Y continúa: "No quedó la palabra “nulificación” [nullification]; puede que ni llegara a Barcelona por el camino cubano que hicieron muchas ideas norteamericanas. Pero sí se retuvo la idea del “derecho a decidir” propio", [que] "no se basaba en la creación de una unión federal, pues ésta no existía […] pero sí en la reivindicación de la Historia". Por si hiciera falta demostrar que Cataluña es un país de paradojas, destaquemos esta otra fase: "En la década de 1860, los federales catalanes honraron a Abe Lincoln, el emancipador de esclavos, pero utilizaron inconscientemente las ideas de John C. Calhoun, el paladín de Carolina del Sur".

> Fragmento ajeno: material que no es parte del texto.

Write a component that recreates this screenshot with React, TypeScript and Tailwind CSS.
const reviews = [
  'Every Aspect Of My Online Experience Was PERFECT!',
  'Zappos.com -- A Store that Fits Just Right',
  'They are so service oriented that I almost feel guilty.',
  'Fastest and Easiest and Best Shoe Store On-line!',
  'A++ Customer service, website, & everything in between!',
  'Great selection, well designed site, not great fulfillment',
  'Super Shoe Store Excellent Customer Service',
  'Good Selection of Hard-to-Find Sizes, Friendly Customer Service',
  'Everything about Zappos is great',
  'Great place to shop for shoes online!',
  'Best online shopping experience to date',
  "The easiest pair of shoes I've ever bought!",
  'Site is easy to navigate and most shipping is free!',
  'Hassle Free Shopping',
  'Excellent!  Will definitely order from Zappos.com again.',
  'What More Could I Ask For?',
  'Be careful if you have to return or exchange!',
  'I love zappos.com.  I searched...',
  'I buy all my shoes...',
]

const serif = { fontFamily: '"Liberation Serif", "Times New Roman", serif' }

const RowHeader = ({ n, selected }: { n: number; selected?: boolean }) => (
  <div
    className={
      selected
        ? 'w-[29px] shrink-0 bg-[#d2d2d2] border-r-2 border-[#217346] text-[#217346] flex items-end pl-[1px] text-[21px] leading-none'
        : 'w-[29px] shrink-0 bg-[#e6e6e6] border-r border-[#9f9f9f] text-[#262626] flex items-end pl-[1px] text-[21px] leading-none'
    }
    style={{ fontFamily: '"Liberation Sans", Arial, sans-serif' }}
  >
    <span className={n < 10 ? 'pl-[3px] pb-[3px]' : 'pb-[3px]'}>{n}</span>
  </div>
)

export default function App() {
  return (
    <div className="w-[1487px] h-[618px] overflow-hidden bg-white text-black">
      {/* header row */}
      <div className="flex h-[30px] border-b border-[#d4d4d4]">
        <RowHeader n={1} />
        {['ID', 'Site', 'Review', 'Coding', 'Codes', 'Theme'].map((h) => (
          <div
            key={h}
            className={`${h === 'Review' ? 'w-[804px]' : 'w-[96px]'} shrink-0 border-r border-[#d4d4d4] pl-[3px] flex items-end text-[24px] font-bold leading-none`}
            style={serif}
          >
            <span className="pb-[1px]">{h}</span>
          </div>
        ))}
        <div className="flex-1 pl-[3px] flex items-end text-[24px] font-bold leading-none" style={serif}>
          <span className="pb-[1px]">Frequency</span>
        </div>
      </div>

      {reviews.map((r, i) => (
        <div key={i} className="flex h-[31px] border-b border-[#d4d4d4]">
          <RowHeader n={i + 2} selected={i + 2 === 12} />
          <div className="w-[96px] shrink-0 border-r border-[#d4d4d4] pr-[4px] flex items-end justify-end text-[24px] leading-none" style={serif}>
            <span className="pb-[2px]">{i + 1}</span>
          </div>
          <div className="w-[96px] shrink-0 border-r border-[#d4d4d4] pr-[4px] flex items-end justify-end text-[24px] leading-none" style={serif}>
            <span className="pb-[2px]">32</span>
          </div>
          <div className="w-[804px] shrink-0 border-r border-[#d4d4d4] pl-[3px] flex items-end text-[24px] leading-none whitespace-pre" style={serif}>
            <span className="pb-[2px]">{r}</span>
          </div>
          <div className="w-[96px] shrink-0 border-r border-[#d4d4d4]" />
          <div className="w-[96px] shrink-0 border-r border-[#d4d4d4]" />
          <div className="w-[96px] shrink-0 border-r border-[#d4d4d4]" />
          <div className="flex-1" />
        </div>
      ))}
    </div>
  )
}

El todo o nada quedó en nada

El catalanismo político puede entenderse como una larga lucha por obtener, o recuperar, un ámbito de soberanía propio desde el cual impedir que el Estado intervenga en Cataluña en detrimento de los intereses catalanes —donde unos afirmarían: de los intereses de todos los catalanes, otros matizarían: de los intereses de algunos catalanes—. En cualquier caso, la opción abiertamente separatista siempre había sido minoritaria hasta hace una década, y todo apunta a que volverá a serlo.

Pero si ése era el objetivo —un objetivo, si no razonable, al menos racional; que hipotéticamente podía tener cabida en la Constitución—, si ése era el objetivo realista que tenían en mente los impulsores del proceso, ¿cómo dejaron que se les escapara de las manos?, ¿por qué armar un órdago tan grande?, ¿por qué encaminar el proceso hacia el todo o nada?, ¿por qué salirse de la legalidad?, ¿por qué no tener una via de escape para cuando las cosas se pusieran realmente feas? La propaganda insiste en que se vieron impulsados por el pueblo, en que hicieron lo que la gente quería, pero eso no se lo cree nadie, ni los seguidores más convencidos. Durante años intentaremos dar respuesta a estas preguntas.

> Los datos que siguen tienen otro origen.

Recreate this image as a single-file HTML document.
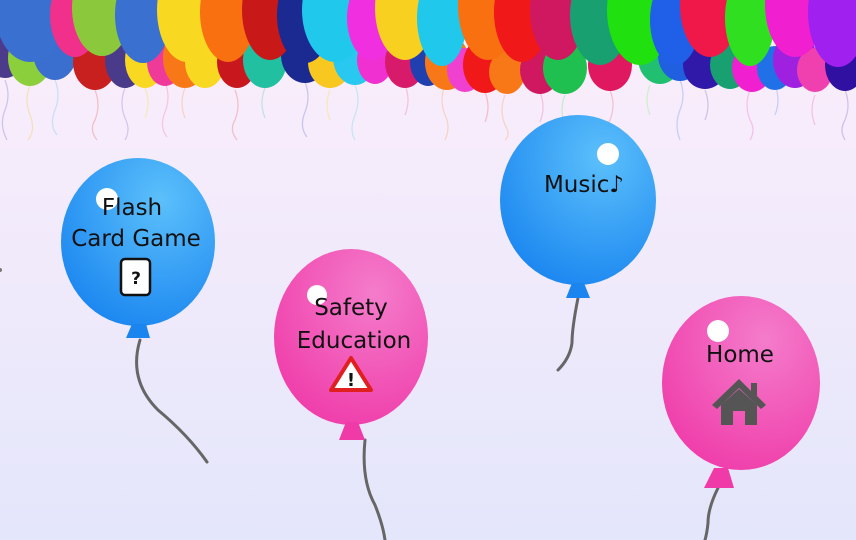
<!DOCTYPE html>
<html><head><meta charset="utf-8"><style>
html,body{margin:0;padding:0;width:856px;height:540px;overflow:hidden}
svg{display:block}
text{font-family:"DejaVu Sans","Liberation Sans",sans-serif;fill:#111}
</style></head><body>
<svg width="856" height="540" viewBox="0 0 856 540" xmlns="http://www.w3.org/2000/svg">
<defs>
<linearGradient id="bg" x1="0" y1="0" x2="0" y2="1"><stop offset="0" stop-color="#fceefb"/><stop offset="1" stop-color="#e4e6fb"/></linearGradient>
<radialGradient id="gb" cx="0.65" cy="0.25" r="0.9"><stop offset="0" stop-color="#5cc0fb"/><stop offset="1" stop-color="#1480ef"/></radialGradient>
<radialGradient id="gp" cx="0.65" cy="0.25" r="0.9"><stop offset="0" stop-color="#f47ccb"/><stop offset="1" stop-color="#ef36a6"/></radialGradient>
</defs>
<rect width="856" height="540" fill="url(#bg)"/>
<g fill="none" stroke-width="1.3" opacity="0.55">
<path d="M5 80 q6 15 0 30 q-6 15 2 30" stroke="#a9a6e0"/>
<path d="M30 85 q-6 15 0 30 q6 15 -2 25" stroke="#f0d98a"/>
<path d="M55 80 q6 15 0 30 q-6 15 2 25" stroke="#a9d3f0"/>
<path d="M95 90 q6 15 0 30 q-6 10 2 20" stroke="#f09aa0"/>
<path d="M125 88 q-6 15 0 30 q6 12 0 22" stroke="#c0a6e0"/>
<path d="M145 88 q6 15 0 30" stroke="#f3e58a"/>
<path d="M165 82 q6 15 0 30 q-6 15 2 25" stroke="#f6a6d0"/>
<path d="M185 88 q-6 15 0 30" stroke="#f6c09a"/>
<path d="M235 90 q6 15 0 30 q-6 10 2 20" stroke="#f09aa0"/>
<path d="M265 88 q-6 15 0 30" stroke="#9ad8c8"/>
<path d="M305 82 q6 15 0 30 q-6 15 2 25" stroke="#a0a8e0"/>
<path d="M330 90 q-6 15 0 30" stroke="#f3e58a"/>
<path d="M355 85 q6 15 0 30 q-6 15 0 25" stroke="#a0e0f0"/>
<path d="M405 85 q6 15 0 30" stroke="#f0a0c8"/>
<path d="M445 85 q-6 15 0 30 q6 12 0 25" stroke="#f6c09a"/>
<path d="M485 92 q6 15 0 30" stroke="#f09aa0"/>
<path d="M505 95 q-6 15 0 30 q6 10 0 15" stroke="#f6c09a"/>
<path d="M540 92 q6 15 0 30" stroke="#f0a0c8"/>
<path d="M565 95 q-6 15 0 30" stroke="#a0e8b0"/>
<path d="M610 90 q6 15 0 30 q-6 10 0 20" stroke="#f0a0b0"/>
<path d="M650 85 q-6 15 0 30" stroke="#b0f0a0"/>
<path d="M680 80 q6 15 0 30 q-6 15 0 30" stroke="#a0b8f0"/>
<path d="M705 90 q6 15 0 30" stroke="#b0a0e0"/>
<path d="M750 90 q-6 15 0 30 q6 10 0 20" stroke="#f0a0e0"/>
<path d="M775 85 q6 15 0 30" stroke="#a0b8f0"/>
<path d="M815 95 q-6 15 0 30" stroke="#f0a0d0"/>
<path d="M845 90 q6 15 0 30 q-6 10 0 20" stroke="#b0a0e0"/>
</g>
<g>
<ellipse cx="5" cy="50" rx="22" ry="28" fill="#4c3a8a"/>
<ellipse cx="30" cy="58" rx="22" ry="28" fill="#8ccf3c"/>
<ellipse cx="55" cy="52" rx="22" ry="28" fill="#3a6fd0"/>
<ellipse cx="95" cy="62" rx="22" ry="28" fill="#c8201e"/>
<ellipse cx="125" cy="60" rx="20" ry="28" fill="#4a3a8a"/>
<ellipse cx="145" cy="60" rx="20" ry="28" fill="#f8d820"/>
<ellipse cx="165" cy="62" rx="18" ry="24" fill="#f03a9a"/>
<ellipse cx="185" cy="58" rx="22" ry="30" fill="#f87818"/>
<ellipse cx="205" cy="62" rx="20" ry="26" fill="#f8d820"/>
<ellipse cx="237" cy="62" rx="20" ry="26" fill="#c8181e"/>
<ellipse cx="265" cy="60" rx="22" ry="28" fill="#20c0a0"/>
<ellipse cx="305" cy="55" rx="24" ry="28" fill="#1a2a90"/>
<ellipse cx="330" cy="62" rx="22" ry="26" fill="#f8c820"/>
<ellipse cx="355" cy="57" rx="22" ry="28" fill="#28c8f0"/>
<ellipse cx="375" cy="60" rx="18" ry="24" fill="#f030d0"/>
<ellipse cx="405" cy="62" rx="20" ry="26" fill="#d81a6a"/>
<ellipse cx="428" cy="62" rx="18" ry="24" fill="#2040b0"/>
<ellipse cx="447" cy="62" rx="22" ry="28" fill="#f87818"/>
<ellipse cx="465" cy="70" rx="18" ry="22" fill="#f040d0"/>
<ellipse cx="485" cy="65" rx="22" ry="28" fill="#f01818"/>
<ellipse cx="507" cy="72" rx="18" ry="22" fill="#f87818"/>
<ellipse cx="540" cy="70" rx="20" ry="24" fill="#d01860"/>
<ellipse cx="565" cy="68" rx="22" ry="26" fill="#20c050"/>
<ellipse cx="610" cy="65" rx="22" ry="26" fill="#e01860"/>
<ellipse cx="660" cy="58" rx="22" ry="26" fill="#20c070"/>
<ellipse cx="680" cy="55" rx="22" ry="26" fill="#2060e0"/>
<ellipse cx="705" cy="65" rx="22" ry="24" fill="#3018a8"/>
<ellipse cx="730" cy="65" rx="20" ry="24" fill="#18a070"/>
<ellipse cx="752" cy="68" rx="20" ry="24" fill="#f020d0"/>
<ellipse cx="775" cy="68" rx="18" ry="22" fill="#2070e8"/>
<ellipse cx="795" cy="60" rx="22" ry="28" fill="#a020e0"/>
<ellipse cx="815" cy="70" rx="18" ry="22" fill="#f040b0"/>
<ellipse cx="845" cy="65" rx="20" ry="26" fill="#3010a0"/>
</g>
<g>
<ellipse cx="30" cy="10" rx="35" ry="52" fill="#3a70d0"/>
<ellipse cx="75" cy="15" rx="25" ry="42" fill="#f0308a"/>
<ellipse cx="102" cy="8" rx="30" ry="48" fill="#8cc83c"/>
<ellipse cx="143" cy="15" rx="28" ry="48" fill="#3a70d0"/>
<ellipse cx="187" cy="10" rx="30" ry="52" fill="#f8d820"/>
<ellipse cx="228" cy="12" rx="28" ry="50" fill="#f87010"/>
<ellipse cx="270" cy="10" rx="28" ry="50" fill="#c81818"/>
<ellipse cx="305" cy="15" rx="28" ry="48" fill="#1a2a90"/>
<ellipse cx="335" cy="10" rx="33" ry="52" fill="#20c8ec"/>
<ellipse cx="372" cy="18" rx="25" ry="42" fill="#f030e0"/>
<ellipse cx="405" cy="8" rx="30" ry="52" fill="#f8d020"/>
<ellipse cx="442" cy="18" rx="25" ry="48" fill="#20c8ec"/>
<ellipse cx="488" cy="5" rx="30" ry="55" fill="#f87010"/>
<ellipse cx="522" cy="12" rx="28" ry="50" fill="#f01818"/>
<ellipse cx="558" cy="10" rx="28" ry="50" fill="#d01860"/>
<ellipse cx="600" cy="15" rx="30" ry="50" fill="#18a070"/>
<ellipse cx="640" cy="10" rx="33" ry="55" fill="#20e010"/>
<ellipse cx="675" cy="20" rx="25" ry="45" fill="#2060e8"/>
<ellipse cx="710" cy="5" rx="30" ry="52" fill="#f01848"/>
<ellipse cx="750" cy="18" rx="25" ry="48" fill="#30e020"/>
<ellipse cx="795" cy="5" rx="30" ry="52" fill="#f020d0"/>
<ellipse cx="838" cy="12" rx="30" ry="55" fill="#a020f0"/>
</g>
<g fill="none" stroke="#666" stroke-width="3" stroke-linecap="round">
<path d="M140 340 q-12 40 18 70 q30 25 49 52"/>
<path d="M365 440 q-4 40 10 65 q8 20 10 35"/>
<path d="M578 298 q-6 30 -6 45 q-2 15 -14 27"/>
<path d="M718 488 q-10 20 -10 35 q-1 10 -3 17"/>
</g>
<ellipse cx="138" cy="242" rx="77" ry="84" fill="url(#gb)"/>
<path d="M132 324 L146 324 L150 338 L126 338 Z" fill="#1a84ef"/>
<circle cx="107" cy="199" r="11" fill="#fff"/>
<ellipse cx="351" cy="337" rx="77" ry="88" fill="url(#gp)"/>
<path d="M346 422 L358 422 L365 440 L339 440 Z" fill="#ef3aa8"/>
<circle cx="317" cy="295" r="10" fill="#fff"/>
<ellipse cx="578" cy="200" rx="78" ry="85" fill="url(#gb)"/>
<path d="M572 283 L584 283 L590 298 L566 298 Z" fill="#1a84ef"/>
<circle cx="608" cy="154" r="11" fill="#fff"/>
<ellipse cx="741" cy="383" rx="79" ry="87" fill="url(#gp)"/>
<path d="M714 468 L728 468 L734 488 L704 488 Z" fill="#ef3aa8"/>
<circle cx="718" cy="331" r="11" fill="#fff"/>
<text x="132" y="215" font-size="23" text-anchor="middle">Flash</text>
<text x="136" y="246" font-size="23" text-anchor="middle">Card Game</text>
<rect x="121" y="259" width="29" height="36" rx="4" fill="#fff" stroke="#111" stroke-width="2.5"/>
<text x="136" y="284" font-size="17" font-weight="bold" text-anchor="middle">?</text>
<text x="351" y="315" font-size="23" text-anchor="middle">Safety</text>
<text x="354" y="348" font-size="23" text-anchor="middle">Education</text>
<path d="M351 358 L371 390 L331 390 Z" fill="#fff" stroke="#e02020" stroke-width="4" stroke-linejoin="round"/>
<text x="351" y="386" font-size="18" font-weight="bold" text-anchor="middle">!</text>
<text x="584" y="192" font-size="23" text-anchor="middle">Music♪</text>
<text x="740" y="362" font-size="23" text-anchor="middle">Home</text>
<path d="M739 379 L712 405 L717 409 L739 388 L761 409 L766 405 L757 396 L757 383 L751 383 L751 391 Z" fill="#555"/>
<path d="M721 405 L739 389 L757 405 L757 425 L745 425 L745 411 L733 411 L733 425 L721 425 Z" fill="#555"/>
<circle cx="0" cy="270" r="2" fill="#777"/>
</svg>
</body></html>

Por el momento, una conclusión se impone: aquel catalanismo político que había sido, desde su posición centrista, candidato a afianzar la estabilidad de distintos gobiernos, ha dejado de ser un socio fiable, al menos durante una generación. Si hubo alguna posibilidad de rectificación, desapareció en cuanto los procesistas procesados reiteraron que lo volverían a hacer.